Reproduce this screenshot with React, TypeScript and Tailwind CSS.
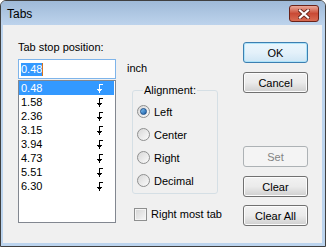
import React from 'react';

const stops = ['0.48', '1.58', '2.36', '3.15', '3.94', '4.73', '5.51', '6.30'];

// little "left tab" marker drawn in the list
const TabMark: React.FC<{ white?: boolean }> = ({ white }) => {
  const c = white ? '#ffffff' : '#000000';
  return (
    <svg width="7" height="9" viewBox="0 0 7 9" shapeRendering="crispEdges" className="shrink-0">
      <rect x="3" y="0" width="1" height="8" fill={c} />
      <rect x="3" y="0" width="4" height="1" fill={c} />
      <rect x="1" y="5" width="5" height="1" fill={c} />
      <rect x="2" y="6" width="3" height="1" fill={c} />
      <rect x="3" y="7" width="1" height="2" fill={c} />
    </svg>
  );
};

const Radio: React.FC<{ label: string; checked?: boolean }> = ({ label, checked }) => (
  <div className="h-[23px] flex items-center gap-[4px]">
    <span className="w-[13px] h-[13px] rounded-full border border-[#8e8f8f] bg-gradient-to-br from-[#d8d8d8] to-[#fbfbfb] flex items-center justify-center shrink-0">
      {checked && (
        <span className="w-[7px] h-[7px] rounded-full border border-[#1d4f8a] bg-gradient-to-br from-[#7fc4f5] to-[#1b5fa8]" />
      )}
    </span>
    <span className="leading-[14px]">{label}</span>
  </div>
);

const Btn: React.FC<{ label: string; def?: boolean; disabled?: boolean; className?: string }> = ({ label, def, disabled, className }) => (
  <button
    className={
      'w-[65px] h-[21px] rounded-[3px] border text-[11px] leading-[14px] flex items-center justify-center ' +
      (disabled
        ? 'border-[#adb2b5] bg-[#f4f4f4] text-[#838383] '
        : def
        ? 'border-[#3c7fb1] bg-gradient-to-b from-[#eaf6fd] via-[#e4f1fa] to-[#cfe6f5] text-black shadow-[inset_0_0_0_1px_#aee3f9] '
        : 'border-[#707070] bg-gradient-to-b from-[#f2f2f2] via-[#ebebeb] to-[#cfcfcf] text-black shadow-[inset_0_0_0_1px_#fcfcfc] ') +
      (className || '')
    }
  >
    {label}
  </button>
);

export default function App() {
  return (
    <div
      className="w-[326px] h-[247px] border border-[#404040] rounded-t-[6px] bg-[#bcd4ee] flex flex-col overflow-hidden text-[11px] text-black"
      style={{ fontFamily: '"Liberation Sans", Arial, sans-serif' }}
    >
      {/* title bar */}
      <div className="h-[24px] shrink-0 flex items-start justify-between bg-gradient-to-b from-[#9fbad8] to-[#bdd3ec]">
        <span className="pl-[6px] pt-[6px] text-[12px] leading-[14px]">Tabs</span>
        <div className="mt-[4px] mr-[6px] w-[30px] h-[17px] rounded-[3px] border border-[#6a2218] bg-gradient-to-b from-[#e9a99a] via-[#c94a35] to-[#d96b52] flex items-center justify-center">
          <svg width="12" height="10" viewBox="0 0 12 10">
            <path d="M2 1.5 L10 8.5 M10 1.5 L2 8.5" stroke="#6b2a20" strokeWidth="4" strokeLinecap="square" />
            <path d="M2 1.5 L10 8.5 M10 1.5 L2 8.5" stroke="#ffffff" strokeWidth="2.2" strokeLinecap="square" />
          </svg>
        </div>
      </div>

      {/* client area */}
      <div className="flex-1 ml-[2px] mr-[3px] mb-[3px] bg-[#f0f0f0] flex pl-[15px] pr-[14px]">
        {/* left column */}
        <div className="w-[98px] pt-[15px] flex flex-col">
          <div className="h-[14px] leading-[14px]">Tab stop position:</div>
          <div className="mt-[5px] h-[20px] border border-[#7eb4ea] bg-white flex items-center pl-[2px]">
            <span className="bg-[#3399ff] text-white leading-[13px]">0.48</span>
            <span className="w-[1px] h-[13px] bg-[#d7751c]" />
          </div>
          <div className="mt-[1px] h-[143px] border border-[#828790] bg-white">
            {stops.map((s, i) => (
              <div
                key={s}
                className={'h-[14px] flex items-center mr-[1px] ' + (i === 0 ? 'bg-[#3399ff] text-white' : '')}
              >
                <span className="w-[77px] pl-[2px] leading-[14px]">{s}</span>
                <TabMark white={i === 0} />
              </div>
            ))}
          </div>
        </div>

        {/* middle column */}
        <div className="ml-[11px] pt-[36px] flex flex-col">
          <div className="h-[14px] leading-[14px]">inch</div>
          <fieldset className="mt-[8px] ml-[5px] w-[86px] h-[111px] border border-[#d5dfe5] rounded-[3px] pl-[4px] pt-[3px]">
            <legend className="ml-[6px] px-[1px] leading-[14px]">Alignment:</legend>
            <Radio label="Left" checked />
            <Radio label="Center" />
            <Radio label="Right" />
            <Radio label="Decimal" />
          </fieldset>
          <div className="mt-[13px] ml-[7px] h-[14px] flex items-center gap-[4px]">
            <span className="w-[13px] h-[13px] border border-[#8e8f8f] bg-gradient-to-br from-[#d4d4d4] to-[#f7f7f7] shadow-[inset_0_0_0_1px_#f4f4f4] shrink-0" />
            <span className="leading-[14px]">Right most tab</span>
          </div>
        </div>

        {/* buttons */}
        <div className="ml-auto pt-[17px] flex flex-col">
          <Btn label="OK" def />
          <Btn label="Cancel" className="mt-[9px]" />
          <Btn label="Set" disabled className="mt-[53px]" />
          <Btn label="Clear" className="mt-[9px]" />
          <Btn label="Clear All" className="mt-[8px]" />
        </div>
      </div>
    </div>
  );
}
---
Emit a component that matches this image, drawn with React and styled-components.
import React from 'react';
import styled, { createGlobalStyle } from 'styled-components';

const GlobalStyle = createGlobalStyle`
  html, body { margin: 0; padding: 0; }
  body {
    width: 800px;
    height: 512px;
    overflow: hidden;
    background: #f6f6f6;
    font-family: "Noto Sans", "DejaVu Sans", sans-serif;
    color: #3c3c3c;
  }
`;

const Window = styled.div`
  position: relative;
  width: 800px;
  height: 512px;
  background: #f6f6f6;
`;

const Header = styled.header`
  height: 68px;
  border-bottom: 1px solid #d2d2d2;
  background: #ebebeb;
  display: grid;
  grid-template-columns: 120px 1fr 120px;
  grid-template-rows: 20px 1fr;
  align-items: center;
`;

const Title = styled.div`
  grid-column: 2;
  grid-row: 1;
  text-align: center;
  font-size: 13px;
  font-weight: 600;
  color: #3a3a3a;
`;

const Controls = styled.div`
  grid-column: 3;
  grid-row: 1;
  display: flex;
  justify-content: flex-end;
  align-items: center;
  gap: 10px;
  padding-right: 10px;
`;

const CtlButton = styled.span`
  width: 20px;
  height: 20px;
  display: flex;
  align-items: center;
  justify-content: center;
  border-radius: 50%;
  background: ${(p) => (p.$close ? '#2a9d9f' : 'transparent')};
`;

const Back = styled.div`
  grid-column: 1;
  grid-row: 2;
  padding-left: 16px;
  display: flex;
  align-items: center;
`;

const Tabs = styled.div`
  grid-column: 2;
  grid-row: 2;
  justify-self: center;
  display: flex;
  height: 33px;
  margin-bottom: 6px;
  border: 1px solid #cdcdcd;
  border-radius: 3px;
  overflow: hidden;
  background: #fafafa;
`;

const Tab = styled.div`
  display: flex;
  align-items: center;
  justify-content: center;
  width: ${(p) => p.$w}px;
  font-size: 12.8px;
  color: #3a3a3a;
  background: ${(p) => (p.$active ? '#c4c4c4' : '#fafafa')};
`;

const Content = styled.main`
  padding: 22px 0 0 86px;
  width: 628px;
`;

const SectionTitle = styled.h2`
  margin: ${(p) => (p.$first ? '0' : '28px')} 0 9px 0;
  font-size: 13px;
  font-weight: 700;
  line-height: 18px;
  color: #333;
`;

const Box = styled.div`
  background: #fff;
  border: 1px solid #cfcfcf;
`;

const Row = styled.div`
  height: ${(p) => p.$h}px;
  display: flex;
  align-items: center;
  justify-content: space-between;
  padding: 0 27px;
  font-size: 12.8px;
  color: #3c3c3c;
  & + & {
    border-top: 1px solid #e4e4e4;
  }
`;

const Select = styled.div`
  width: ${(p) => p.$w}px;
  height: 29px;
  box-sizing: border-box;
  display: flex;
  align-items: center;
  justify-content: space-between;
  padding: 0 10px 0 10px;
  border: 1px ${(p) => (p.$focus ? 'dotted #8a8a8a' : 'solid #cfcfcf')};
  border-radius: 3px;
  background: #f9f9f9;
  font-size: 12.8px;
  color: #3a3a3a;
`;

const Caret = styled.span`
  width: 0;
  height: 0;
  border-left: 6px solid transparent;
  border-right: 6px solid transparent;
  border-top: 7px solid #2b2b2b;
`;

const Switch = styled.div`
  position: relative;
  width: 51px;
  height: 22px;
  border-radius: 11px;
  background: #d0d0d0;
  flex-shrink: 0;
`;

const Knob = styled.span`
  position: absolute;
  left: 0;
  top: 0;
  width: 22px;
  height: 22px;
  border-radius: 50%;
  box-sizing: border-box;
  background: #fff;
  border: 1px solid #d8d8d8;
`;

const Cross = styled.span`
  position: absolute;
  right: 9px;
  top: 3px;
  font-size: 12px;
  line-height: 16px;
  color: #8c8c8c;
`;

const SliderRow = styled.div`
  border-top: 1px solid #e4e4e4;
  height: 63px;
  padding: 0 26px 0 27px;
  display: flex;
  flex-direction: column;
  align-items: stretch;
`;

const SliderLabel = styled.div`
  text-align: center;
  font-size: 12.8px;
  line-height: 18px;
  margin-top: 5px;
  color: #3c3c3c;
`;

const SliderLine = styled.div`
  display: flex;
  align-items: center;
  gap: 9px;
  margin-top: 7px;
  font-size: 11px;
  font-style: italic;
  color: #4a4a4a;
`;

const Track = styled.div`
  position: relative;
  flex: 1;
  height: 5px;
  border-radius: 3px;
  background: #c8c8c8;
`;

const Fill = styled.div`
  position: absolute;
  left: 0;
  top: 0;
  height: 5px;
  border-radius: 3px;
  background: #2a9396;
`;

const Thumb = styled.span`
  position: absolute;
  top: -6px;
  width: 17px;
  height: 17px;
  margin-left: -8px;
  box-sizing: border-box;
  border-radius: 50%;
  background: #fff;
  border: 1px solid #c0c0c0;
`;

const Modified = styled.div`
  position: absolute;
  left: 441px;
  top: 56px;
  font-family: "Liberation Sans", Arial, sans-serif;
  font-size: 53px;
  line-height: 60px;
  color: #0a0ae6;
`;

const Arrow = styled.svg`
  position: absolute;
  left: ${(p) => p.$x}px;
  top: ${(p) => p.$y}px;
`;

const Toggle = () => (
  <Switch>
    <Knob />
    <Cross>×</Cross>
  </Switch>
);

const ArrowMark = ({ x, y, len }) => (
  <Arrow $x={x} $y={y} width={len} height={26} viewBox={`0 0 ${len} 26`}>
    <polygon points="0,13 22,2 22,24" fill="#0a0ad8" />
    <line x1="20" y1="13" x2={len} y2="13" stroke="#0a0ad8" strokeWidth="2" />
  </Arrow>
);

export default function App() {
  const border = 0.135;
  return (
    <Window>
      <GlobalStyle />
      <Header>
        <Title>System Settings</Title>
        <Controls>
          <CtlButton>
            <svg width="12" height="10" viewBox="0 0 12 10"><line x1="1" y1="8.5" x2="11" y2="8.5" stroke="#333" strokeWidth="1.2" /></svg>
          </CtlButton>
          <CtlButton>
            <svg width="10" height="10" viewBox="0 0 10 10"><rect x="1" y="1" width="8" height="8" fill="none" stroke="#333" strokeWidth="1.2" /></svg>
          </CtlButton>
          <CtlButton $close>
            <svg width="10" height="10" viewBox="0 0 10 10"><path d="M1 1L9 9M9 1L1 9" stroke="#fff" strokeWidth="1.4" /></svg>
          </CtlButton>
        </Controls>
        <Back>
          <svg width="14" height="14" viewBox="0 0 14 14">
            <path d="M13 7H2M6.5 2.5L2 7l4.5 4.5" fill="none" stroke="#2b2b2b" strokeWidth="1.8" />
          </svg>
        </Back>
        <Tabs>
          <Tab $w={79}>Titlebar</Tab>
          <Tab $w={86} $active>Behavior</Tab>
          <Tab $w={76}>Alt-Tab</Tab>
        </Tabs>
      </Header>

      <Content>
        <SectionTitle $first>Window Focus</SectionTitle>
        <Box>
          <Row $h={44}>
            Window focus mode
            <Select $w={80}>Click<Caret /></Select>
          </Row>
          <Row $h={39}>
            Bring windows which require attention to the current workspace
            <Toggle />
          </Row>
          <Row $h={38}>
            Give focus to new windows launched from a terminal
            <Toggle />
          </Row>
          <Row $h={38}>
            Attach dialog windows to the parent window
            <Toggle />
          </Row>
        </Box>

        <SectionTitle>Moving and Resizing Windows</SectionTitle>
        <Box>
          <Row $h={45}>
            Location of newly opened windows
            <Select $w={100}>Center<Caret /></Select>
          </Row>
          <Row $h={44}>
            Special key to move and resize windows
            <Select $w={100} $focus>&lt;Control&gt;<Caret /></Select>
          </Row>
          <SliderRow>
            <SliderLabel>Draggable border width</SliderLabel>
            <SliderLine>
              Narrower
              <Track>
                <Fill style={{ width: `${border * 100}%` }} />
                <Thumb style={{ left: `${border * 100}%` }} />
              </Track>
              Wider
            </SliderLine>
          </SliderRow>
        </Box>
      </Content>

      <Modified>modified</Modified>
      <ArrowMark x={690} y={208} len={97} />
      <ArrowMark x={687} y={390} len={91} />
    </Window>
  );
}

# [Brief]
Check each line of the records for the word "this", and show the lines that contain it.

# [Solution to the exercise]
Reproduce this screenshot with React, TypeScript and Tailwind CSS.
Emit a component that matches this image, drawn with React and styled-components.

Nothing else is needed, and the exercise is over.